The camera should be able to function in colder places like North Sikkim, Kashmir/Ladakh etc.


----------



## sujoyp (Jul 30, 2012)

u can go higher then those u selected...I will search and suggest later


----------



## nac (Jul 30, 2012)

If the price difference between A3200 and A3300 is very narrow, you can go for A3300. If not, go for A3200. You would just get little extra MP, screen size and resolution from A3300.

FH8 is a nice one in this budget. 

If IXUS 115 is available, that's also a good option.

But neither of the cameras are freeze proof. So I don't know how these would perform/work in abnormal weather. If your Kodak has worked, these should do as well (but I am not sure).

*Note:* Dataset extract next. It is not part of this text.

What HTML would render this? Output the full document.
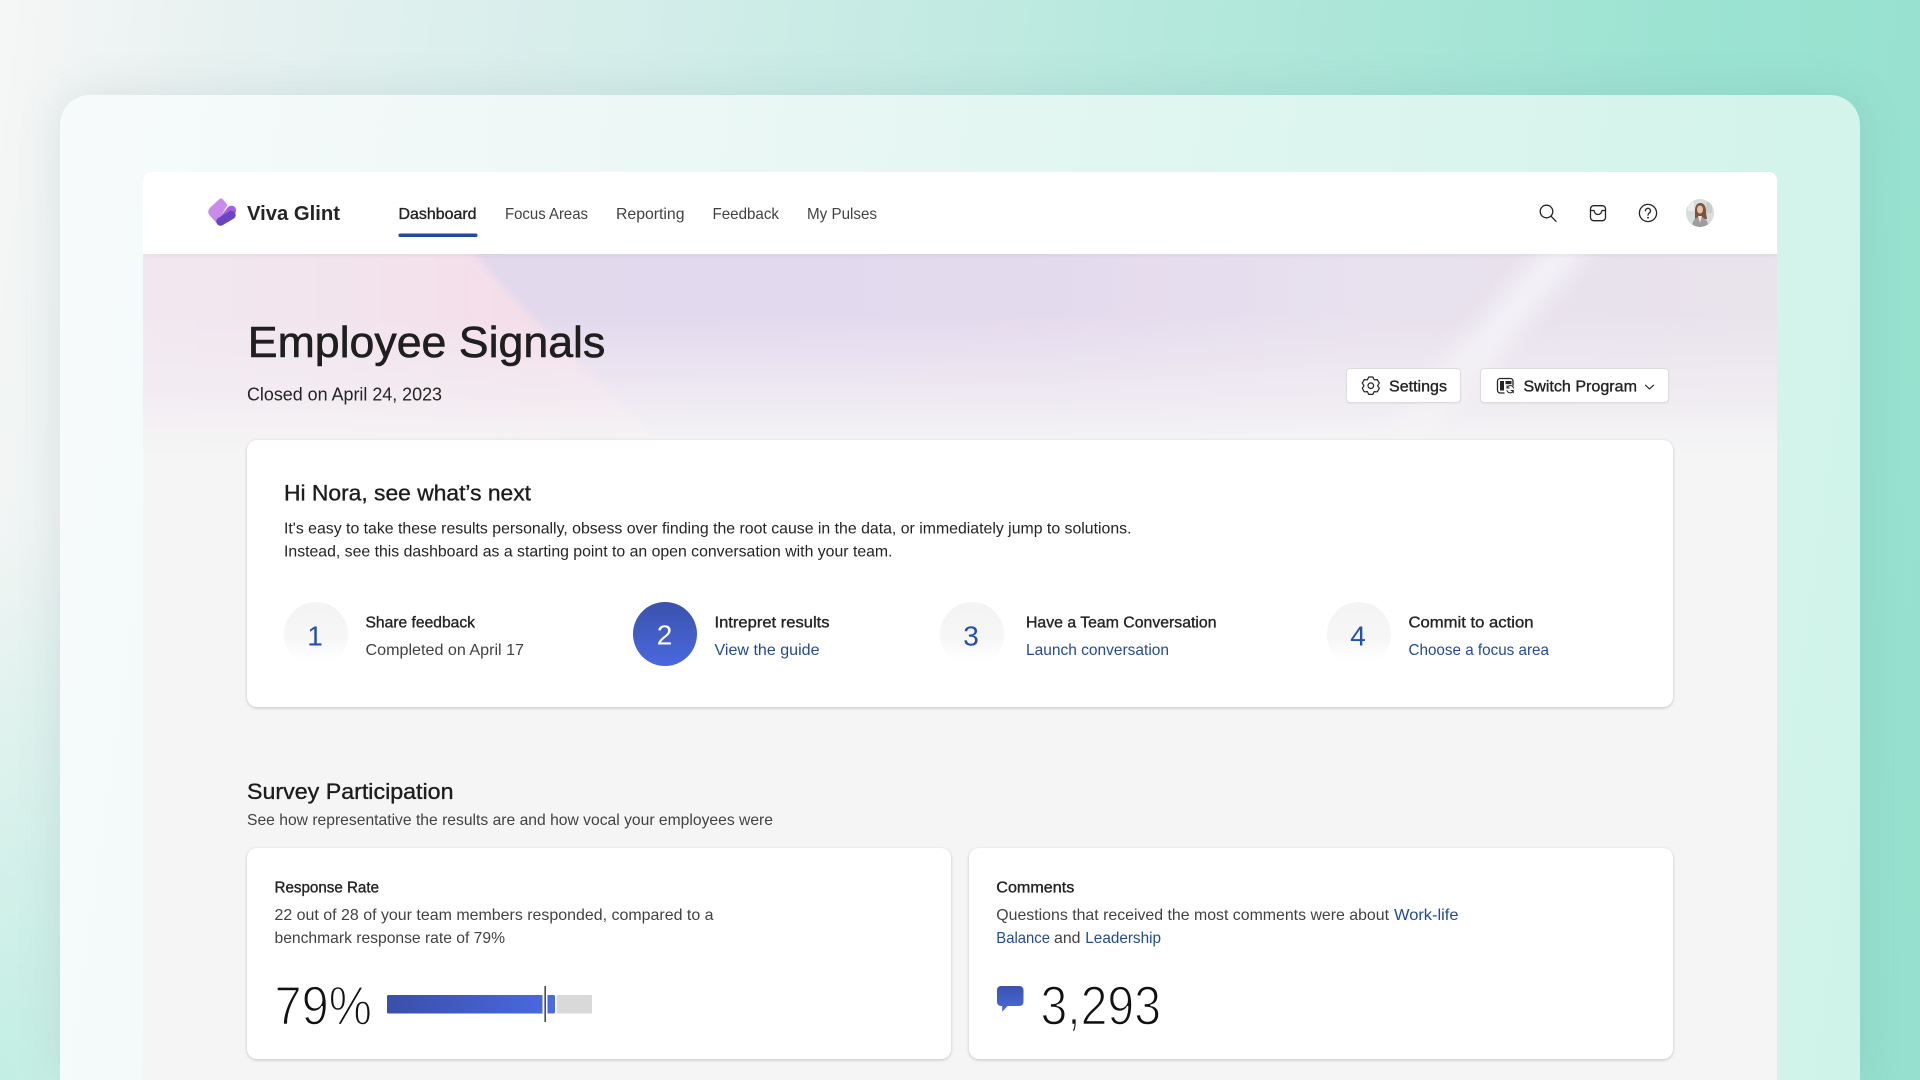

You can look for rugged cameras, but they don't fall in your budget.


----------



## sujoyp (Jul 30, 2012)

I think for that price u have canon A3400IS ..it have all the features i would consider in a point and shoot but its a touch screen

else u can go for sony w630 which have good reviews but no vibration reduction and full hd recording


----------



## nac (Jul 30, 2012)

^
W630 does have IS but not Full HD. It's just HD recording... Panasonic FH8 almost matches/better against W630 in spec. But I don't see any expert reviews for both the cameras. Just user reviews...


----------



## Xai (Jul 31, 2012)

Both A3300 IS and Ixus 115 HS seem to be widely unavailable/ out of production. I did see two pieces of Ixus 115 HS, but they were a very gaudy pink, so...

The Canon SX150 IS costs the exact same as A3400 IS. Which is better between these two? SX150 IS has better zoom, but I wonder how manual controls would be for a beginner like me. Is there a simpler auto feature for beginners in SX150 IS?

I will check the other recommendations as well. Currently more incline towards Canon, though.


----------



## sujoyp (Jul 31, 2012)

sx150 is widely popular with those who want to learn photography...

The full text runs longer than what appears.